With the end of the school year approaching, students and administrators at Harvey Mudd College have continued efforts to resolve the issues surrounding the possible development of the land adjacent to the Bernard Field Station, which was purchased by HMC last fall.
Harvey Mudd plans to start construction within a year on a new teaching and learning building, which will replace Thomas-Garrett Hall. However, according to current Claremont city regulations, HMC would be required to build a parking lot within 800 feet of the new building. In order to satisfy these requirements, HMC has considered building a parking lot on 1.2 acres of the 11.4 acres of undeveloped land adjacent to the BFS that they currently own. However, students have expressed concern over the proposal to pave any of the ecologically valuable land.
A recent survey conducted by Associated Students of Harvey Mudd College President Patrick Foley HM ’09 asked students whether they would accept that parking would be available only to juniors and seniors if the land was left undeveloped. According to Foley, over 60 percent of the approximately 250 students that took the survey said they would rather eliminate parking for underclassmen if it meant the land would not be paved.

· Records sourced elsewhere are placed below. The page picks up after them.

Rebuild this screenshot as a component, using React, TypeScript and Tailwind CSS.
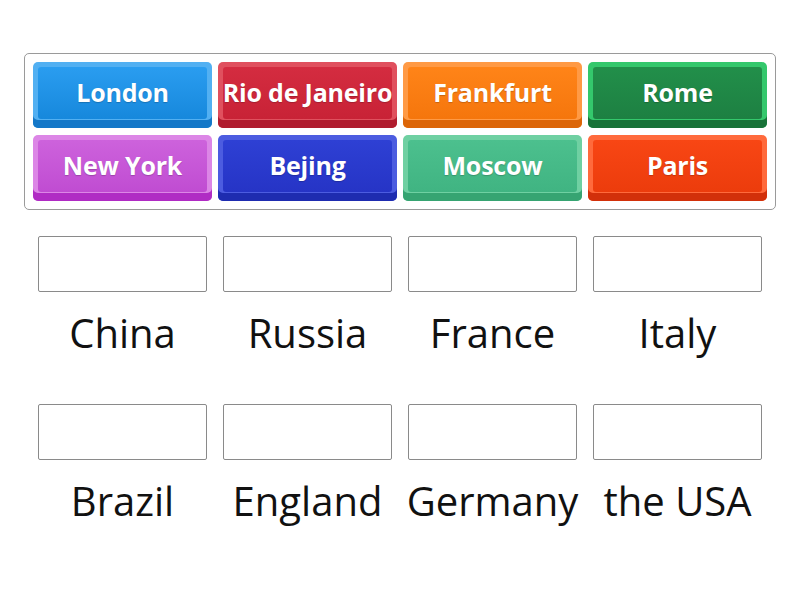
const tiles = [
  { label: 'London', edge: 'bg-[#52b0f2]', face: 'from-[#2a9df0] to-[#1688dc]', base: 'shadow-[inset_0_-8px_0_#1478c8]' },
  { label: 'Rio de Janeiro', edge: 'bg-[#e0505e]', face: 'from-[#d42c40] to-[#c82236]', base: 'shadow-[inset_0_-8px_0_#b01c2e]' },
  { label: 'Frankfurt', edge: 'bg-[#ff9a45]', face: 'from-[#ff8418] to-[#f5760c]', base: 'shadow-[inset_0_-8px_0_#dc6608]' },
  { label: 'Rome', edge: 'bg-[#34c86c]', face: 'from-[#228f4a] to-[#1d8042]', base: 'shadow-[inset_0_-8px_0_#187238]' },
  { label: 'New York', edge: 'bg-[#dc86e6]', face: 'from-[#cd62dc] to-[#c04cd2]', base: 'shadow-[inset_0_-8px_0_#b02cc4]' },
  { label: 'Bejing', edge: 'bg-[#4c5ce0]', face: 'from-[#2e40d4] to-[#2634c6]', base: 'shadow-[inset_0_-8px_0_#1e2cb0]' },
  { label: 'Moscow', edge: 'bg-[#6fd0a2]', face: 'from-[#4cc08e] to-[#40b482]', base: 'shadow-[inset_0_-8px_0_#36a472]' },
  { label: 'Paris', edge: 'bg-[#ff6a3c]', face: 'from-[#f84614] to-[#ec3c0c]', base: 'shadow-[inset_0_-8px_0_#d2300a]' },
];

const rows = [
  ['China', 'Russia', 'France', 'Italy'],
  ['Brazil', 'England', 'Germany', 'the USA'],
];

export default function App() {
  return (
    <div className="w-[800px] h-[600px] bg-white font-['Open_Sans',sans-serif] overflow-hidden">
      {/* Answer tiles */}
      <div className="mx-[24px] mt-[53px] w-[752px] h-[157px] border border-[#9a9a9a] rounded-[5px] px-[8px] pt-[8px]">
        <div className="grid grid-cols-[repeat(4,179px)] gap-x-[6px] gap-y-[7px]">
          {tiles.map((t) => (
            <div
              key={t.label}
              className={`h-[66px] rounded-[5px] px-[5px] pt-[5px] pb-[9px] ${t.edge} ${t.base}`}
            >
              <div
                className={`h-full rounded-[3px] bg-gradient-to-b ${t.face} flex items-center justify-center text-white font-bold text-[25px] tracking-[-0.2px] whitespace-nowrap [text-shadow:0_1px_1px_rgba(0,0,0,0.2)]`}
              >
                {t.label}
              </div>
            </div>
          ))}
        </div>
      </div>

      {/* Drop targets */}
      <div className="mx-[30px] mt-[26px] flex flex-col gap-[47px]">
        {rows.map((row, i) => (
          <div key={i} className="grid grid-cols-[repeat(4,185px)]">
            {row.map((country) => (
              <div key={country} className="flex flex-col items-center">
                <div className="w-[169px] h-[56px] border border-[#8a8a8a] rounded-[2px] bg-white" />
                <div className="mt-[17px] text-[40px] leading-[48px] text-[#111] whitespace-nowrap">
                  {country}
                </div>
              </div>
            ))}
          </div>
        ))}
      </div>
    </div>
  );
}
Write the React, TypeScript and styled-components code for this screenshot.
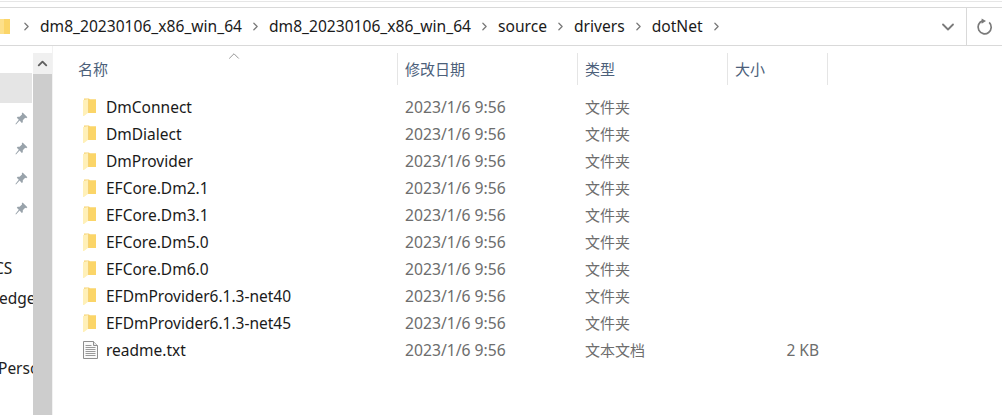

“I felt that students would respond in a way that still said we don’t want the BFS paved for a parking lot,” said Foley. “I think that that’s the signal that the survey sent. We didn’t bring that up as a suggestion for policy; it was more just a way to gauge at what cost students were willing to preserve the BFS.” The survey response follows a petition initiated earlier in the semester by Ben Keller HM ’10, who is active in both Engineers for a Sustainable World—Mudders Organizing for Sustainable Solutions (ESW-MOSS) and Students for the Bernard Field Station. A total of 227 HMC students signed a petition against the parking lot.
Students are continuing to make efforts to have their voices heard by the HMC administration. According to ESW-MOSS member Claire O’Hanlon HM ’09, the group has spent the last week and a half doing photo petitioning in Hoch-Shanahan Dining Commons, and she recently led a tour of the BFS in honor of Earth Week.
“Mostly people wanted the administration to be more transparent in their decision-making process and look at all possible options before doing the unimaginable,” said O’Hanlon.
Students for the Bernard Field Station are also going to have a booth at the Apr. 26 Claremont Earth Day event. According to Keller, the group hopes to engage with the Claremont community to make them more aware of the issues regarding the BFS and the actions the Claremont City Council are taking in response.
According to Keller, HMC is considering applying to the city of Claremont for a variance to the 800-foot parking rule. HMC could either request that they be allowed to build parking spaces further away or try to make certain sacrifices, such as allowing only upperclassmen to park on campus and increasing compensation for faculty who opt to carpool.
Currently, Keller said, city parking regulations lump all the colleges together, which does not take into consideration the difference in parking issues for a primarily residential college, like HMC, and a school like the Claremont Graduate University, which has more commuter students.
Keller plans to attend the City Council meeting on May 12 in order to discuss the parking situation at HMC.
In the meantime, HMC Treasurer and Vice President for Administration and Finance Andrew Dorantes has been meeting seriously with the City Council Planning Committee to discuss what would be needed for HMC to receive a variance from the city. According to Keller, the planning committee will hear HMC’s case and make a recommendation to the city council.
“It seems very unlikely at this point, just given the large disconnect with the regulations and the reality of the situation that there won’t be some sort of variance from the city,” said Keller. “The question here is how flexible is the city going to be. The city certainly doesn’t want to be seen as having forced Harvey Mudd to pave the BFS.”
According to a recent campus wide e-mail from Robert Cave, Vice President for Academic Affairs and Dean of Faculty, while development plans remain under consideration, HMC will “allow biological research and teaching to continue on the land until at such point the property will be developed.”
However, even if some sort of solution is reached, O’Hanlon said she believes issues regarding the land will continue to arise unless major consortium-wide changes are made to address the way the colleges view the land.
“Until the BFS is set aside by the consortium as a priority to be preserved, we will always be fighting this battle,” O’Hanlon said.
There will be an open discussion today at 4 p.m. in the Platt campus living room where issues regarding the future of the BFS and adjacent land with be discussed. The forum is open to students and a range of options and suggestions will be considered.